The rest of Sunday included:
- Mongolian BBQ (aka stirfry) for lunch and an interesting conversation with Pam Sellers who works at CNN
- Hanging out at the Current TV trade show booth
- Doing another interview with the NRDC (National Resources Defense Council) for a film they are making on young people and environmental activism
- Chatting with Kristy, my old boss at Netscape who goes to the music fest every year
- Having a young filmmaker from Nashville mistake me for my younger sister, who he knew from high school
And finally, heading to the airport for what seemed like an endless flight home.








March 13th, 2006 at 8:32 am
Hey! Somebody told me what they were while I was there. They're called grackles, and they're in the same family as finches, though larger.
March 13th, 2006 at 8:46 am
Thanks Lisa! Gackles — that name fits well with the Hitchcock-esque vibe I felt walking by them…
March 13th, 2006 at 9:22 am
Can you tell us the name of your Current TV colleague or how he responded to criticism that the channel is supposed to be about political news?

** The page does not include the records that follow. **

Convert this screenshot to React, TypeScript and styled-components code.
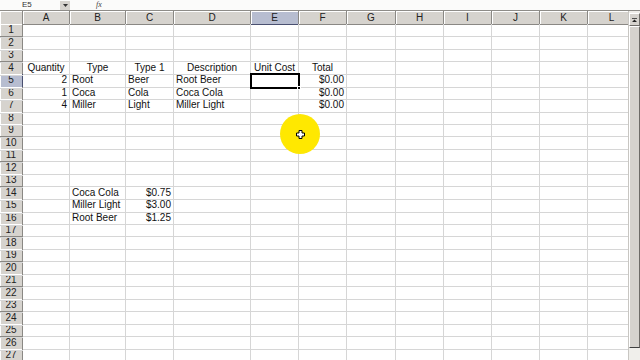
import styled, { createGlobalStyle } from "styled-components";

const GlobalStyle = createGlobalStyle`
  html, body {
    margin: 0;
    padding: 0;
    background: #ffffff;
  }
  body {
    font-family: "Liberation Sans", Arial, sans-serif;
  }
`;

const COLS = ["A", "B", "C", "D", "E", "F", "G", "H", "I", "J", "K", "L"];
const TEMPLATE = "23px 47px 56px 48px 77px 48px 48px 49px 48px 48px 48px 48px 48px";

type Align = "left" | "center" | "right";
type CellData = { text: string; align?: Align };

const data: Record<number, Record<string, CellData>> = {
  4: {
    A: { text: "Quantity", align: "center" },
    B: { text: "Type", align: "center" },
    C: { text: "Type 1", align: "center" },
    D: { text: "Description", align: "center" },
    E: { text: "Unit Cost", align: "center" },
    F: { text: "Total", align: "center" },
  },
  5: {
    A: { text: "2", align: "right" },
    B: { text: "Root" },
    C: { text: "Beer" },
    D: { text: "Root Beer" },
    F: { text: "$0.00", align: "right" },
  },
  6: {
    A: { text: "1", align: "right" },
    B: { text: "Coca" },
    C: { text: "Cola" },
    D: { text: "Coca Cola" },
    F: { text: "$0.00", align: "right" },
  },
  7: {
    A: { text: "4", align: "right" },
    B: { text: "Miller" },
    C: { text: "Light" },
    D: { text: "Miller Light" },
    F: { text: "$0.00", align: "right" },
  },
  14: { B: { text: "Coca Cola" }, C: { text: "$0.75", align: "right" } },
  15: { B: { text: "Miller Light" }, C: { text: "$3.00", align: "right" } },
  16: { B: { text: "Root Beer" }, C: { text: "$1.25", align: "right" } },
};

const App = () => {
  const rows = Array.from({ length: 27 }, (_, i) => i + 1);

  return (
    <>
      <GlobalStyle />
      <Window>
        <FormulaBar>
          <NameBox>E5</NameBox>
          <DropButton>
            <svg width="5" height="3" viewBox="0 0 5 3">
              <path d="M0 0h5L2.5 3z" fill="#333" />
            </svg>
          </DropButton>
          <Fx>fx</Fx>
        </FormulaBar>
        <Sheet>
          <Grid>
            <HeaderRow>
              <Corner />
              {COLS.map((c) => (
                <ColHeader key={c} $active={c === "E"}>
                  {c}
                </ColHeader>
              ))}
              <ColHeader $active={false} />
            </HeaderRow>
            {rows.map((r) => (
              <Row key={r}>
                <RowHeader $active={r === 5}>{r}</RowHeader>
                {COLS.map((c) => {
                  const cell = data[r]?.[c];
                  return (
                    <Cell key={c} $align={cell?.align ?? "left"} $selected={r === 5 && c === "E"}>
                      {cell?.text}
                      {r === 5 && c === "E" && <FillHandle />}
                    </Cell>
                  );
                })}
                <Cell $align="left" $selected={false} />
              </Row>
            ))}
            <Spotlight>
              <svg width="9" height="9" viewBox="0 0 9 9">
                <path
                  d="M3 0.5h3v2.5h2.5v3H6v2.5H3V6H0.5V3H3z"
                  fill="#fff"
                  stroke="#000"
                  strokeWidth="1"
                />
              </svg>
            </Spotlight>
          </Grid>
          <ScrollBar>
            <ScrollButton>
              <svg width="5" height="4" viewBox="0 0 5 4">
                <path d="M0 0h5v0.8H0zM0 4h5L2.5 1.5z" fill="#222" />
              </svg>
            </ScrollButton>
            <Thumb />
            <Track />
          </ScrollBar>
        </Sheet>
      </Window>
    </>
  );
};

const Window = styled.div`
  width: 640px;
  height: 360px;
  overflow: hidden;
  display: flex;
  flex-direction: column;
  background: #ffffff;
`;

const FormulaBar = styled.div`
  height: 10px;
  flex: none;
  display: flex;
  align-items: center;
  background: #fbfbfa;
  border-bottom: 1px solid #8e8c88;
  font-size: 8px;
  color: #333;
  line-height: 10px;
`;

const NameBox = styled.div`
  width: 38px;
  padding-left: 22px;
  height: 10px;
`;

const DropButton = styled.div`
  width: 10px;
  height: 9px;
  background: #d6d3ce;
  display: flex;
  align-items: center;
  justify-content: center;
`;

const Fx = styled.div`
  margin-left: 26px;
  font-style: italic;
  font-family: "Liberation Serif", serif;
  font-size: 8px;
  color: #444;
`;

const Sheet = styled.div`
  flex: 1;
  display: flex;
  min-height: 0;
`;

const Grid = styled.div`
  position: relative;
  flex: 1;
  overflow: hidden;
`;

const HeaderRow = styled.div`
  display: grid;
  grid-template-columns: ${TEMPLATE};
  height: 13px;
  background: #d6d3ce;
`;

const Row = styled.div`
  display: grid;
  grid-template-columns: ${TEMPLATE};
  height: 12.5px;
`;

const Corner = styled.div`
  background: #d6d3ce;
  border-right: 1px solid #8a8884;
  border-bottom: 1px solid #8a8884;
  box-shadow: inset 1px 1px 0 #fff;
`;

const ColHeader = styled.div<{ $active: boolean }>`
  background: ${({ $active }) => ($active ? "#b7bdd0" : "#d6d3ce")};
  border-right: 1px solid #8a8884;
  border-bottom: 1px solid ${({ $active }) => ($active ? "#4a5070" : "#8a8884")};
  box-shadow: inset 1px 1px 0 #fff;
  font-size: 10px;
  line-height: 13px;
  text-align: center;
  color: #222;
`;

const RowHeader = styled.div<{ $active: boolean }>`
  background: ${({ $active }) => ($active ? "#b7bdd0" : "#d6d3ce")};
  border-right: 1px solid ${({ $active }) => ($active ? "#4a5070" : "#8a8884")};
  border-bottom: 1px solid #8a8884;
  box-shadow: inset 1px 1px 0 #fff;
  font-size: 10px;
  line-height: 12px;
  text-align: center;
  color: #222;
`;

const Cell = styled.div<{ $align: Align; $selected: boolean }>`
  position: relative;
  box-sizing: border-box;
  border-right: 1px solid #d6d6d6;
  border-bottom: 1px solid #d6d6d6;
  font-size: 10px;
  line-height: 12.5px;
  padding: 0 2px;
  white-space: nowrap;
  overflow: visible;
  color: #111;
  text-align: ${({ $align }) => $align};
  ${({ $selected }) =>
    $selected &&
    `
    outline: 2px solid #000;
    outline-offset: -1px;
    z-index: 2;
  `}
`;

const FillHandle = styled.span`
  position: absolute;
  right: -3px;
  bottom: -3px;
  width: 4px;
  height: 4px;
  background: #000;
  border: 1px solid #fff;
  box-sizing: border-box;
`;

const Spotlight = styled.div`
  position: absolute;
  left: 280px;
  top: 103px;
  width: 40px;
  height: 40px;
  border-radius: 50%;
  background: radial-gradient(circle, #ffe800 60%, #f6e31c 100%);
  display: flex;
  align-items: center;
  justify-content: center;
  z-index: 3;
`;

const ScrollBar = styled.div`
  width: 11px;
  flex: none;
  display: flex;
  flex-direction: column;
  background: #efede9;
  border-left: 1px solid #c8c6c2;
`;

const ScrollButton = styled.div`
  height: 11px;
  margin-top: 2px;
  background: #d6d3ce;
  border: 1px solid;
  border-color: #fff #6e6c68 #6e6c68 #fff;
  display: flex;
  align-items: center;
  justify-content: center;
`;

const Thumb = styled.div`
  height: 322px;
  background: #d6d3ce;
  border: 1px solid;
  border-color: #fff #6e6c68 #404040 #fff;
  box-sizing: border-box;
`;

const Track = styled.div`
  flex: 1;
  background: #f0efeb;
`;

export default App;
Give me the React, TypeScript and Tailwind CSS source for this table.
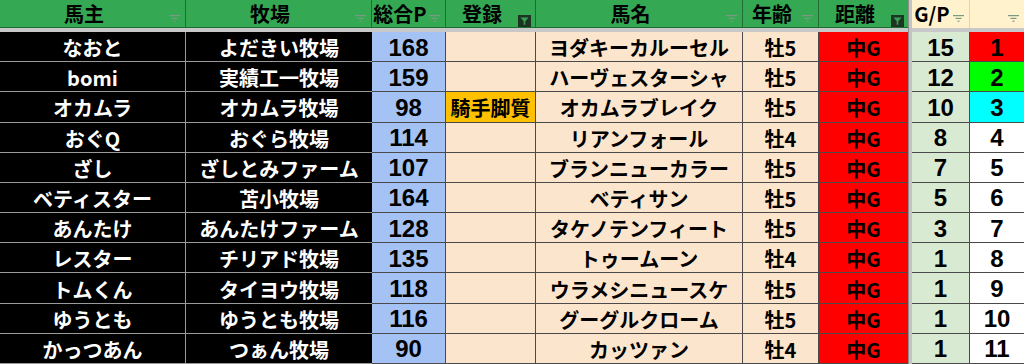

March 13th, 2006 at 9:29 am
The response is that Current is a non-fiction network about what's going on the lives of young people. The base jumping pieces speak to why some young people are passionate about this particular sport (for some it's almost spiritual). There were a lot of misperceptions before we launched that Current would be liberal or partisan b/c of our chairman's involvement, but it's not. It's about opening up TV to provide more of a two-way experience where the audience can actually participate, a national conversation between young people, which in itself may be a very political act that defies party affiliation or terms like "liberal" or "conservative."